-- START SUPPLIED ENTRIES --

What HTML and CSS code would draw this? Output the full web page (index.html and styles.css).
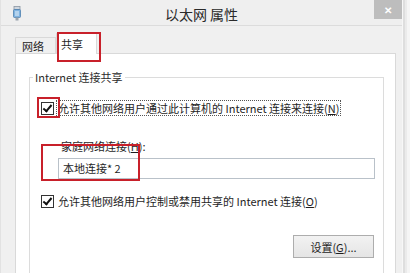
FILE: index.html
```html
<!DOCTYPE html>
<html lang="zh-CN">
<head>
  <meta charset="UTF-8" />
  <title>以太网 属性</title>
  <link rel="stylesheet" href="styles.css">
</head>
<body>

  <div class="screen">
    <div class="window">

      <div class="titlebar">
        <svg class="app-icon" width="8" height="15" viewBox="0 0 8 15">
          <rect x="1" y="0.5" width="6" height="3" fill="#cfd6de" stroke="#8a96a3" stroke-width="0.8"/>
          <rect x="0.5" y="3.5" width="7" height="8" rx="1" fill="#7fb3e0" stroke="#4d7fae" stroke-width="0.8"/>
          <line x1="3" y1="5" x2="3" y2="10" stroke="#e8f2fb" stroke-width="1"/>
          <line x1="5" y1="5" x2="5" y2="10" stroke="#e8f2fb" stroke-width="1"/>
          <rect x="2.5" y="11.5" width="3" height="3" fill="#9aa4ae"/>
        </svg>
        <div class="title">以太网&nbsp;属性</div>
        <div class="close">✕</div>
      </div>

      <div class="client">
        <div class="tabs">
          <div class="tab">网络</div>
          <div class="tab active">共享</div>
        </div>

        <div class="panel">
          <fieldset class="group">
            <legend>Internet 连接共享</legend>

            <div class="check-row">
              <span class="box checked"></span>
              <span class="check-text focus">允许其他网络用户通过此计算机的 Internet 连接来连接(<u>N</u>)</span>
            </div>

            <div class="field-label">家庭网络连接(<u>H</u>):</div>
            <div class="input">本地连接* 2</div>

            <div class="check-row second">
              <span class="box checked"></span>
              <span class="check-text">允许其他网络用户控制或禁用共享的 Internet 连接(<u>O</u>)</span>
            </div>

            <div class="actions">
              <button class="btn">设置(<u>G</u>)...</button>
            </div>
          </fieldset>
        </div>
      </div>

      <div class="mark mark-tab"></div>
      <div class="mark mark-check"></div>
      <div class="mark mark-input"></div>
    </div>

    <div class="frame"></div>
  </div>

</body>
</html>
```

FILE: styles.css
```css
body {
  margin: 0;
  font-family: "Noto Sans CJK SC", "Noto Sans", sans-serif;
  font-size: 11px;
  color: #1e1e1e;
  background: #f0f0f0;
}

.screen {
  display: flex;
  width: 410px;
  height: 273px;
  overflow: hidden;
}

.window {
  position: relative;
  width: 401px;
  background: #f0f0f0;
  border-left: 1px solid #e2e2e2;
}

.frame {
  flex: 1;
  background: #ebebeb;
  border-left: 1px solid #f7f7f7;
  box-shadow: inset 2px 0 0 #dedede, inset -3px 0 0 #f5f5f5;
}

/* title bar */

.titlebar {
  display: grid;
  grid-template-columns: 1fr auto 1fr;
  height: 25px;
  border-bottom: 1px solid #dcdcdc;
  background: #efefef;
}

.app-icon {
  margin: 6px 0 0 12px;
}

.title {
  font-size: 14px;
  line-height: 18px;
  padding-top: 5px;
  color: #2a2a2a;
}

.close {
  justify-self: end;
  width: 28px;
  height: 19px;
  background: #bdbdbd;
  color: #fff;
  font-size: 10px;
  font-weight: bold;
  line-height: 19px;
  text-align: center;
}

/* tabs */

.client {
  padding: 7px 6px 0 14px;
}

.tabs {
  display: flex;
  align-items: flex-end;
  height: 20px;
}

.tab {
  height: 16px;
  line-height: 16px;
  padding: 0 8px 0 6px;
  border: 1px solid #d9d9d9;
  border-bottom: none;
  background: #f0f0f0;
  box-sizing: border-box;
  width: 41px;
}

.tab.active {
  height: 21px;
  width: 41px;
  margin-bottom: -1px;
  padding: 2px 0 0 4px;
  background: #fff;
  position: relative;
  z-index: 1;
}

.panel {
  background: #fff;
  border: 1px solid #d9d9d9;
  height: 240px;
  padding: 0 11px 0 13px;
}

/* group box */

.group {
  margin: 16px 0 0;
  padding: 16px 8px 20px 11px;
  border: 1px solid #dcdcdc;
  min-width: 0;
}

.group legend {
  padding: 0 2px;
  margin-left: -8px;
  line-height: 14px;
  color: #2a2a2a;
}

.check-row {
  display: flex;
  align-items: center;
  gap: 3px;
  height: 16px;
}

.check-row.second {
  margin-top: 14px;
}

.box {
  width: 11px;
  height: 11px;
  border: 1px solid #333;
  background: #fff;
  position: relative;
  flex: none;
}

.box.checked::after {
  content: "";
  position: absolute;
  left: 3px;
  top: 0px;
  width: 3px;
  height: 7px;
  border: solid #111;
  border-width: 0 2px 2px 0;
  transform: rotate(40deg);
}

.check-text {
  line-height: 14px;
  padding: 0 1px;
}

.check-text.focus {
  outline: 1px dotted #555;
}

.field-label {
  margin: 23px 0 0 20px;
  line-height: 14px;
}

.input {
  margin: 5px 0 0 17px;
  height: 21px;
  box-sizing: border-box;
  border: 1px solid #b9c1c9;
  padding-left: 4px;
  line-height: 19px;
}

.actions {
  display: flex;
  justify-content: flex-end;
  margin-top: 26px;
  padding-right: 1px;
}

.btn {
  width: 81px;
  height: 23px;
  font-family: inherit;
  font-size: 11px;
  color: #1e1e1e;
  border: 1px solid #adadad;
  background: linear-gradient(#f2f2f2, #e5e5e5);
  padding: 0;
}

/* red annotation boxes */

.mark {
  position: absolute;
  border: 2px solid #c8202a;
  z-index: 2;
}

.mark-tab {
  left: 56px;
  top: 32px;
  width: 40px;
  height: 26px;
}

.mark-check {
  left: 36px;
  top: 97px;
  width: 19px;
  height: 17px;
}

.mark-input {
  left: 40px;
  top: 144px;
  width: 95px;
  height: 33px;
}
```
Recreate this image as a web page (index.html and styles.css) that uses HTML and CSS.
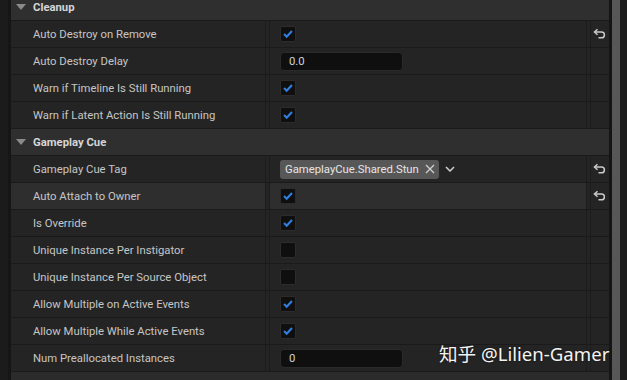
FILE: index.html
```html
<!DOCTYPE html>
<html lang="en">
<head>
  <meta charset="UTF-8">
  <title>Details - Gameplay Cue</title>
  <link rel="stylesheet" href="styles.css">
</head>
<body>
  <div class="editor">
    <div class="gutter"></div>
    <div class="panel">
      <div class="category"><span class="arrow"></span>Cleanup</div>
      <div class="row">
        <div class="name">Auto Destroy on Remove</div>
        <div class="value"><span class="check on"><svg viewBox="0 0 16 16"><path d="M3.5 8 L6.5 11 L12.5 4.5"/></svg></span></div>
        <div class="reset"><svg viewBox="0 0 14 12"><path d="M4.5 1.2 L1.5 4 L4.5 6.8"/><path d="M1.5 4 H8.5 A2.9 2.9 0 0 1 8.5 9.8 H5.5"/></svg></div>
      </div>
      <div class="row">
        <div class="name">Auto Destroy Delay</div>
        <div class="value"><span class="field">0.0</span></div>
        <div class="reset"></div>
      </div>
      <div class="row">
        <div class="name">Warn if Timeline Is Still Running</div>
        <div class="value"><span class="check on"><svg viewBox="0 0 16 16"><path d="M3.5 8 L6.5 11 L12.5 4.5"/></svg></span></div>
        <div class="reset"></div>
      </div>
      <div class="row">
        <div class="name">Warn if Latent Action Is Still Running</div>
        <div class="value"><span class="check on"><svg viewBox="0 0 16 16"><path d="M3.5 8 L6.5 11 L12.5 4.5"/></svg></span></div>
        <div class="reset"></div>
      </div>

      <div class="category"><span class="arrow"></span>Gameplay Cue</div>
      <div class="row">
        <div class="name">Gameplay Cue Tag</div>
        <div class="value">
          <span class="tag">GameplayCue.Shared.Stun<svg class="x" viewBox="0 0 10 10"><path d="M1 1 L9 9 M9 1 L1 9"/></svg></span>
          <svg class="chevron" viewBox="0 0 10 6"><path d="M1 1 L5 5 L9 1"/></svg>
        </div>
        <div class="reset"><svg viewBox="0 0 14 12"><path d="M4.5 1.2 L1.5 4 L4.5 6.8"/><path d="M1.5 4 H8.5 A2.9 2.9 0 0 1 8.5 9.8 H5.5"/></svg></div>
      </div>
      <div class="row hover">
        <div class="name">Auto Attach to Owner</div>
        <div class="value"><span class="check on"><svg viewBox="0 0 16 16"><path d="M3.5 8 L6.5 11 L12.5 4.5"/></svg></span></div>
        <div class="reset"><svg viewBox="0 0 14 12"><path d="M4.5 1.2 L1.5 4 L4.5 6.8"/><path d="M1.5 4 H8.5 A2.9 2.9 0 0 1 8.5 9.8 H5.5"/></svg></div>
      </div>
      <div class="row">
        <div class="name">Is Override</div>
        <div class="value"><span class="check on"><svg viewBox="0 0 16 16"><path d="M3.5 8 L6.5 11 L12.5 4.5"/></svg></span></div>
        <div class="reset"></div>
      </div>
      <div class="row">
        <div class="name">Unique Instance Per Instigator</div>
        <div class="value"><span class="check"></span></div>
        <div class="reset"></div>
      </div>
      <div class="row">
        <div class="name">Unique Instance Per Source Object</div>
        <div class="value"><span class="check"></span></div>
        <div class="reset"></div>
      </div>
      <div class="row">
        <div class="name">Allow Multiple on Active Events</div>
        <div class="value"><span class="check on"><svg viewBox="0 0 16 16"><path d="M3.5 8 L6.5 11 L12.5 4.5"/></svg></span></div>
        <div class="reset"></div>
      </div>
      <div class="row">
        <div class="name">Allow Multiple While Active Events</div>
        <div class="value"><span class="check on"><svg viewBox="0 0 16 16"><path d="M3.5 8 L6.5 11 L12.5 4.5"/></svg></span></div>
        <div class="reset"></div>
      </div>
      <div class="row">
        <div class="name">Num Preallocated Instances</div>
        <div class="value"><span class="field">0</span></div>
        <div class="reset"></div>
      </div>
      <div class="footer"></div>
    </div>
    <div class="scroll"><div class="thumb"></div></div>
  </div>
  <div class="watermark">知乎 @Lilien-Gamer</div>
</body>
</html>
```

FILE: styles.css
```css
body {
  margin: 0;
  background: #1c1c1c;
  font-family: Roboto, "Liberation Sans", sans-serif;
  font-size: 11.3px;
  color: #c6c6c6;
  overflow: hidden;
}
.editor { display: flex; height: 380px; overflow: hidden; }
.gutter {
  width: 11px;
  flex: none;
  background: #1b1b1b;
  box-shadow: inset -3px 0 0 #161616;
}
.panel {
  width: 598px;
  flex: none;
  margin-top: -6px;
  display: flex;
  flex-direction: column;
}
.category {
  height: 26px;
  border-bottom: 1px solid #1a1a1a;
  background: #2f2f2f;
  display: flex;
  align-items: center;
  font-weight: bold;
  color: #d6d6d6;
  flex: none;
}
.arrow {
  width: 0;
  height: 0;
  margin: 0 7px 0 5px;
  border-left: 5px solid transparent;
  border-right: 5px solid transparent;
  border-top: 6px solid #8a8a8a;
}
.row {
  height: 26px;
  display: flex;
  border-bottom: 1px solid #1a1a1a;
  background: #242424;
  flex: none;
}
.row.hover .name, .row.hover .value { background: #2e2e2e; }
.name {
  width: 255px;
  box-sizing: border-box;
  padding-left: 22px;
  border-right: 1px solid #1d1d1d;
  display: flex;
  align-items: center;
  white-space: nowrap;
  overflow: hidden;
}
.value {
  width: 318px;
  box-sizing: border-box;
  margin-left: 3px;
  padding-left: 10px;
  border-left: 1px solid #1d1d1d;
  border-right: 1px solid #1d1d1d;
  display: flex;
  align-items: center;
}
.reset {
  width: 19px;
  box-sizing: border-box;
  margin-left: 3px;
  border-left: 1px solid #1d1d1d;
  display: flex;
  align-items: center;
  justify-content: center;
}
.reset svg { width: 14px; height: 12px; fill: none; stroke: #cacaca; stroke-width: 1.5; }
.check {
  width: 16px;
  height: 16px;
  box-sizing: border-box;
  border-radius: 2px;
  background: #0f0f0f;
  border: 1px solid #2e2b28;
}
.check svg { display: block; width: 14px; height: 14px; fill: none; stroke: #2f80e0; stroke-width: 2.4; }
.field {
  width: 123px;
  height: 19px;
  box-sizing: border-box;
  padding-left: 8px;
  line-height: 17px;
  border-radius: 4px;
  background: #0f0f0f;
  border: 1px solid #2a2a2a;
  color: #d4d4d4;
}
.tag {
  height: 19px;
  padding: 0 4px 0 5px;
  display: flex;
  align-items: center;
  border-radius: 3px;
  background: #575757;
  color: #e6e6e6;
  font-size: 11.3px;
}
.tag .x { width: 10px; height: 10px; margin-left: 6px; fill: none; stroke: #d0d0d0; stroke-width: 1.3; }
.chevron { width: 10px; height: 6px; margin-left: 6px; fill: none; stroke: #d0d0d0; stroke-width: 1.5; }
.footer { flex: 1; background: #2b2b2b; }
.scroll {
  width: 18px;
  flex: none;
  background: #1c1c1c;
  border-left: 3px solid #151515;
}
.thumb { width: 8px; height: 100%; background: #575757; }
.watermark {
  position: absolute;
  left: 439px;
  top: 339px;
  font-family: "Noto Sans", "Noto Sans CJK SC", sans-serif;
  font-size: 18.6px;
  color: #f4f4f4;
  text-shadow: 0 0 2px rgba(0, 0, 0, 0.6);
}
```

-- END SUPPLIED ENTRIES --

## TASK GOAL
Identify and extract each line of the listing that contains "page".

## EXERCISE RESPONSE
What HTML and CSS code would draw this? Output the full web page (index.html and styles.css).
Recreate this image as a web page (index.html and styles.css) that uses HTML and CSS.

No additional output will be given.